*The request*:
Transcribe each line of the material as it is, and drop any picture.

* * * * * * *

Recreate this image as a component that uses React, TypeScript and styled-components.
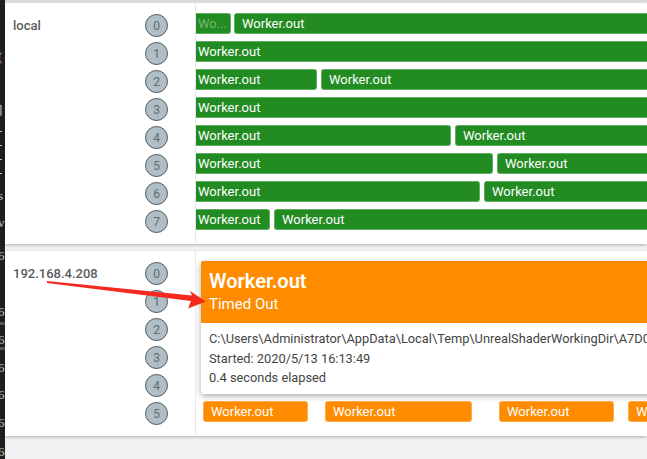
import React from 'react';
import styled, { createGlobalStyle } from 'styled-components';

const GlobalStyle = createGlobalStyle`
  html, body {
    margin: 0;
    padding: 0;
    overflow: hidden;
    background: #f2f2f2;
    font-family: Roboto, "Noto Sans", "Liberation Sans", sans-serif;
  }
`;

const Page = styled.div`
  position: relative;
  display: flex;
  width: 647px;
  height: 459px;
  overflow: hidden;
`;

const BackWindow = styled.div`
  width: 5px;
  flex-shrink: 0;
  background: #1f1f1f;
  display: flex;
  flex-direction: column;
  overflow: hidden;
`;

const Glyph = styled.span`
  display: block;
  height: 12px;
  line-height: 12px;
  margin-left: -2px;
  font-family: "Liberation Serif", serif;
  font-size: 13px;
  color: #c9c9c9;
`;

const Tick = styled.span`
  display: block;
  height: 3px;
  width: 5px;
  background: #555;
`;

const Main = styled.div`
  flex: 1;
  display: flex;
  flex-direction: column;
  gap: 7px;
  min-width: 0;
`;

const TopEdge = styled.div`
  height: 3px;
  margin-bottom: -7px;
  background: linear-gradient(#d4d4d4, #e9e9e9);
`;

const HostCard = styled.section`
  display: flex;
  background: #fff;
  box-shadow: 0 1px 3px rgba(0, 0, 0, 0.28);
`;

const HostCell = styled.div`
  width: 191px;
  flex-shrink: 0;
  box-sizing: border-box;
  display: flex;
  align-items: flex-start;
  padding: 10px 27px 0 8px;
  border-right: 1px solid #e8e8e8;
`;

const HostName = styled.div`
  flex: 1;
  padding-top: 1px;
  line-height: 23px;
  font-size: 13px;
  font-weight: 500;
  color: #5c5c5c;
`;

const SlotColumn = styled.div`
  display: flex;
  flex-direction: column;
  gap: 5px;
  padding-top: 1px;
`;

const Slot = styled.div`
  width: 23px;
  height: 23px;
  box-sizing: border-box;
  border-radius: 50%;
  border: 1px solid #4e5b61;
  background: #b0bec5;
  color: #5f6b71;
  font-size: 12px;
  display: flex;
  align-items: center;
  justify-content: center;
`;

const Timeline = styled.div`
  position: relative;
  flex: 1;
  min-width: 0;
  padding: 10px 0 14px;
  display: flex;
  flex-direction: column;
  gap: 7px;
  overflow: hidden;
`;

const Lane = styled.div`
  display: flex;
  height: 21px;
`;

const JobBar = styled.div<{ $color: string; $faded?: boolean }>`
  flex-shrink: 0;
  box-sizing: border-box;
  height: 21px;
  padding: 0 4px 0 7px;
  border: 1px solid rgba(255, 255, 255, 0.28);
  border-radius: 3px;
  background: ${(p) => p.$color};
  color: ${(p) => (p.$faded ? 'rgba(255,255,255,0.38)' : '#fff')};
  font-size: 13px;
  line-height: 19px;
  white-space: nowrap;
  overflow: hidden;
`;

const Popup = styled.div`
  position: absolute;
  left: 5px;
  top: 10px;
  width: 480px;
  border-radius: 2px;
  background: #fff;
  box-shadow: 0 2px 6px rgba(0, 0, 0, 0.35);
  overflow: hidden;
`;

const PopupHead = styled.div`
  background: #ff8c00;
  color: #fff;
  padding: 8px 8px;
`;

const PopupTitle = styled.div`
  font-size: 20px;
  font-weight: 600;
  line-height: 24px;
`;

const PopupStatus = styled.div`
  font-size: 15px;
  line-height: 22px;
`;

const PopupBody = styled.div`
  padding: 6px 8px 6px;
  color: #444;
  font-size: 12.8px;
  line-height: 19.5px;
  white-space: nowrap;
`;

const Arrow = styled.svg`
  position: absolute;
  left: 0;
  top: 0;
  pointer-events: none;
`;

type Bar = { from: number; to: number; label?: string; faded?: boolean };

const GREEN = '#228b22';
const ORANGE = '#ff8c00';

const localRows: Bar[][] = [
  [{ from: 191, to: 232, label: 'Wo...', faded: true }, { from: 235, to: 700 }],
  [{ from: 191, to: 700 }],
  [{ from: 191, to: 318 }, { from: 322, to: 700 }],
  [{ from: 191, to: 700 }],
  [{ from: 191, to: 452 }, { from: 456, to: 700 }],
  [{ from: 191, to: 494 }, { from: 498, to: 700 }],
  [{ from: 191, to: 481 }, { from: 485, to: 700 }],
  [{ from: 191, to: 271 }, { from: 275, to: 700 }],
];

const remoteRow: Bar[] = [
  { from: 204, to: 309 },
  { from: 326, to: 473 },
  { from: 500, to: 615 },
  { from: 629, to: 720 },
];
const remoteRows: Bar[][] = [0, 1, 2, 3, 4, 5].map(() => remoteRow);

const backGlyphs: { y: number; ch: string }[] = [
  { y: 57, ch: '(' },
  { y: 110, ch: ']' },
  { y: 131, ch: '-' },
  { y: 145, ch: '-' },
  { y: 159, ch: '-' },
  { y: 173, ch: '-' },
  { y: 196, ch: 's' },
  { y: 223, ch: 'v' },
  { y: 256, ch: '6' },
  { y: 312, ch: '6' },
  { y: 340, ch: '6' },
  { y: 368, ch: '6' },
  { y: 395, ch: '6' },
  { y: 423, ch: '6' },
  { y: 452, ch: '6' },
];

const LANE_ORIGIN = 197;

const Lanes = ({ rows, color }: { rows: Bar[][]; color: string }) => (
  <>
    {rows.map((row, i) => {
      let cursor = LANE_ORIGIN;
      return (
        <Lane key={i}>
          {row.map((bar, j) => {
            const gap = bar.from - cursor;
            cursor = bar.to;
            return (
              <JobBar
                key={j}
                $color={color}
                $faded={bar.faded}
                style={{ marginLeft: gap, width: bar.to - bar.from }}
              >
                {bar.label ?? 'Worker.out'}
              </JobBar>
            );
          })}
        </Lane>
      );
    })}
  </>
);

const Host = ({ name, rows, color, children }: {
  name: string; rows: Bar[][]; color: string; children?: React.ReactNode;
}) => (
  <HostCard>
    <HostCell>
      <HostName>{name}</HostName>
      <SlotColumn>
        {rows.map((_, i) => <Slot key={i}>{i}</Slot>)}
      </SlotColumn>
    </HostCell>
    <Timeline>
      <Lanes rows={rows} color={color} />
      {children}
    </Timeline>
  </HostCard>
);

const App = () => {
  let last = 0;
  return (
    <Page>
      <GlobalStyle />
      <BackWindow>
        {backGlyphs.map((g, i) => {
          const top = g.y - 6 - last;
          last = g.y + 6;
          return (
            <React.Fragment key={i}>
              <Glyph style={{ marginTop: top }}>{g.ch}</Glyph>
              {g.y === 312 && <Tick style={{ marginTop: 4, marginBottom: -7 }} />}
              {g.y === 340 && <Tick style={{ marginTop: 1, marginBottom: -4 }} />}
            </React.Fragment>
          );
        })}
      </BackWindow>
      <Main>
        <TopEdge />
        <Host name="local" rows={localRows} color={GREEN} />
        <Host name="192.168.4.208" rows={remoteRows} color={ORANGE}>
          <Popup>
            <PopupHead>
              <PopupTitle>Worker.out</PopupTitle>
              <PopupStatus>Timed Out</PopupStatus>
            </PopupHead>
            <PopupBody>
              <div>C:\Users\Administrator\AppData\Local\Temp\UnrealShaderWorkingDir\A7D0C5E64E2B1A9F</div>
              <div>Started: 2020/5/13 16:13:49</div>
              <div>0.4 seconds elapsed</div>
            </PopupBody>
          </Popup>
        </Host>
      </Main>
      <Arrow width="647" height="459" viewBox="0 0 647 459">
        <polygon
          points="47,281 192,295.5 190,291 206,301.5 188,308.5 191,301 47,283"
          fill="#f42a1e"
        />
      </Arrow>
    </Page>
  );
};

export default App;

* * * * * * *

*Worked solution*:
Recreate this image as a component that uses React, TypeScript and styled-components.
import React from 'react';
import styled, { createGlobalStyle } from 'styled-components';

const GlobalStyle = createGlobalStyle`
  html, body {
    margin: 0;
    padding: 0;
    overflow: hidden;
    background: #f2f2f2;
    font-family: Roboto, "Noto Sans", "Liberation Sans", sans-serif;
  }
`;

const Page = styled.div`
  position: relative;
  display: flex;
  width: 647px;
  height: 459px;
  overflow: hidden;
`;

const BackWindow = styled.div`
  width: 5px;
  flex-shrink: 0;
  background: #1f1f1f;
  display: flex;
  flex-direction: column;
  overflow: hidden;
`;

const Glyph = styled.span`
  display: block;
  height: 12px;
  line-height: 12px;
  margin-left: -2px;
  font-family: "Liberation Serif", serif;
  font-size: 13px;
  color: #c9c9c9;
`;

const Tick = styled.span`
  display: block;
  height: 3px;
  width: 5px;
  background: #555;
`;

const Main = styled.div`
  flex: 1;
  display: flex;
  flex-direction: column;
  gap: 7px;
  min-width: 0;
`;

const TopEdge = styled.div`
  height: 3px;
  margin-bottom: -7px;
  background: linear-gradient(#d4d4d4, #e9e9e9);
`;

const HostCard = styled.section`
  display: flex;
  background: #fff;
  box-shadow: 0 1px 3px rgba(0, 0, 0, 0.28);
`;

const HostCell = styled.div`
  width: 191px;
  flex-shrink: 0;
  box-sizing: border-box;
  display: flex;
  align-items: flex-start;
  padding: 10px 27px 0 8px;
  border-right: 1px solid #e8e8e8;
`;

const HostName = styled.div`
  flex: 1;
  padding-top: 1px;
  line-height: 23px;
  font-size: 13px;
  font-weight: 500;
  color: #5c5c5c;
`;

const SlotColumn = styled.div`
  display: flex;
  flex-direction: column;
  gap: 5px;
  padding-top: 1px;
`;

const Slot = styled.div`
  width: 23px;
  height: 23px;
  box-sizing: border-box;
  border-radius: 50%;
  border: 1px solid #4e5b61;
  background: #b0bec5;
  color: #5f6b71;
  font-size: 12px;
  display: flex;
  align-items: center;
  justify-content: center;
`;

const Timeline = styled.div`
  position: relative;
  flex: 1;
  min-width: 0;
  padding: 10px 0 14px;
  display: flex;
  flex-direction: column;
  gap: 7px;
  overflow: hidden;
`;

const Lane = styled.div`
  display: flex;
  height: 21px;
`;

const JobBar = styled.div<{ $color: string; $faded?: boolean }>`
  flex-shrink: 0;
  box-sizing: border-box;
  height: 21px;
  padding: 0 4px 0 7px;
  border: 1px solid rgba(255, 255, 255, 0.28);
  border-radius: 3px;
  background: ${(p) => p.$color};
  color: ${(p) => (p.$faded ? 'rgba(255,255,255,0.38)' : '#fff')};
  font-size: 13px;
  line-height: 19px;
  white-space: nowrap;
  overflow: hidden;
`;

const Popup = styled.div`
  position: absolute;
  left: 5px;
  top: 10px;
  width: 480px;
  border-radius: 2px;
  background: #fff;
  box-shadow: 0 2px 6px rgba(0, 0, 0, 0.35);
  overflow: hidden;
`;

const PopupHead = styled.div`
  background: #ff8c00;
  color: #fff;
  padding: 8px 8px;
`;

const PopupTitle = styled.div`
  font-size: 20px;
  font-weight: 600;
  line-height: 24px;
`;

const PopupStatus = styled.div`
  font-size: 15px;
  line-height: 22px;
`;

const PopupBody = styled.div`
  padding: 6px 8px 6px;
  color: #444;
  font-size: 12.8px;
  line-height: 19.5px;
  white-space: nowrap;
`;

const Arrow = styled.svg`
  position: absolute;
  left: 0;
  top: 0;
  pointer-events: none;
`;

type Bar = { from: number; to: number; label?: string; faded?: boolean };

const GREEN = '#228b22';
const ORANGE = '#ff8c00';

const localRows: Bar[][] = [
  [{ from: 191, to: 232, label: 'Wo...', faded: true }, { from: 235, to: 700 }],
  [{ from: 191, to: 700 }],
  [{ from: 191, to: 318 }, { from: 322, to: 700 }],
  [{ from: 191, to: 700 }],
  [{ from: 191, to: 452 }, { from: 456, to: 700 }],
  [{ from: 191, to: 494 }, { from: 498, to: 700 }],
  [{ from: 191, to: 481 }, { from: 485, to: 700 }],
  [{ from: 191, to: 271 }, { from: 275, to: 700 }],
];

const remoteRow: Bar[] = [
  { from: 204, to: 309 },
  { from: 326, to: 473 },
  { from: 500, to: 615 },
  { from: 629, to: 720 },
];
const remoteRows: Bar[][] = [0, 1, 2, 3, 4, 5].map(() => remoteRow);

const backGlyphs: { y: number; ch: string }[] = [
  { y: 57, ch: '(' },
  { y: 110, ch: ']' },
  { y: 131, ch: '-' },
  { y: 145, ch: '-' },
  { y: 159, ch: '-' },
  { y: 173, ch: '-' },
  { y: 196, ch: 's' },
  { y: 223, ch: 'v' },
  { y: 256, ch: '6' },
  { y: 312, ch: '6' },
  { y: 340, ch: '6' },
  { y: 368, ch: '6' },
  { y: 395, ch: '6' },
  { y: 423, ch: '6' },
  { y: 452, ch: '6' },
];

const LANE_ORIGIN = 197;

const Lanes = ({ rows, color }: { rows: Bar[][]; color: string }) => (
  <>
    {rows.map((row, i) => {
      let cursor = LANE_ORIGIN;
      return (
        <Lane key={i}>
          {row.map((bar, j) => {
            const gap = bar.from - cursor;
            cursor = bar.to;
            return (
              <JobBar
                key={j}
                $color={color}
                $faded={bar.faded}
                style={{ marginLeft: gap, width: bar.to - bar.from }}
              >
                {bar.label ?? 'Worker.out'}
              </JobBar>
            );
          })}
        </Lane>
      );
    })}
  </>
);

const Host = ({ name, rows, color, children }: {
  name: string; rows: Bar[][]; color: string; children?: React.ReactNode;
}) => (
  <HostCard>
    <HostCell>
      <HostName>{name}</HostName>
      <SlotColumn>
        {rows.map((_, i) => <Slot key={i}>{i}</Slot>)}
      </SlotColumn>
    </HostCell>
    <Timeline>
      <Lanes rows={rows} color={color} />
      {children}
    </Timeline>
  </HostCard>
);

const App = () => {
  let last = 0;
  return (
    <Page>
      <GlobalStyle />
      <BackWindow>
        {backGlyphs.map((g, i) => {
          const top = g.y - 6 - last;
          last = g.y + 6;
          return (
            <React.Fragment key={i}>
              <Glyph style={{ marginTop: top }}>{g.ch}</Glyph>
              {g.y === 312 && <Tick style={{ marginTop: 4, marginBottom: -7 }} />}
              {g.y === 340 && <Tick style={{ marginTop: 1, marginBottom: -4 }} />}
            </React.Fragment>
          );
        })}
      </BackWindow>
      <Main>
        <TopEdge />
        <Host name="local" rows={localRows} color={GREEN} />
        <Host name="192.168.4.208" rows={remoteRows} color={ORANGE}>
          <Popup>
            <PopupHead>
              <PopupTitle>Worker.out</PopupTitle>
              <PopupStatus>Timed Out</PopupStatus>
            </PopupHead>
            <PopupBody>
              <div>C:\Users\Administrator\AppData\Local\Temp\UnrealShaderWorkingDir\A7D0C5E64E2B1A9F</div>
              <div>Started: 2020/5/13 16:13:49</div>
              <div>0.4 seconds elapsed</div>
            </PopupBody>
          </Popup>
        </Host>
      </Main>
      <Arrow width="647" height="459" viewBox="0 0 647 459">
        <polygon
          points="47,281 192,295.5 190,291 206,301.5 188,308.5 191,301 47,283"
          fill="#f42a1e"
        />
      </Arrow>
    </Page>
  );
};

export default App;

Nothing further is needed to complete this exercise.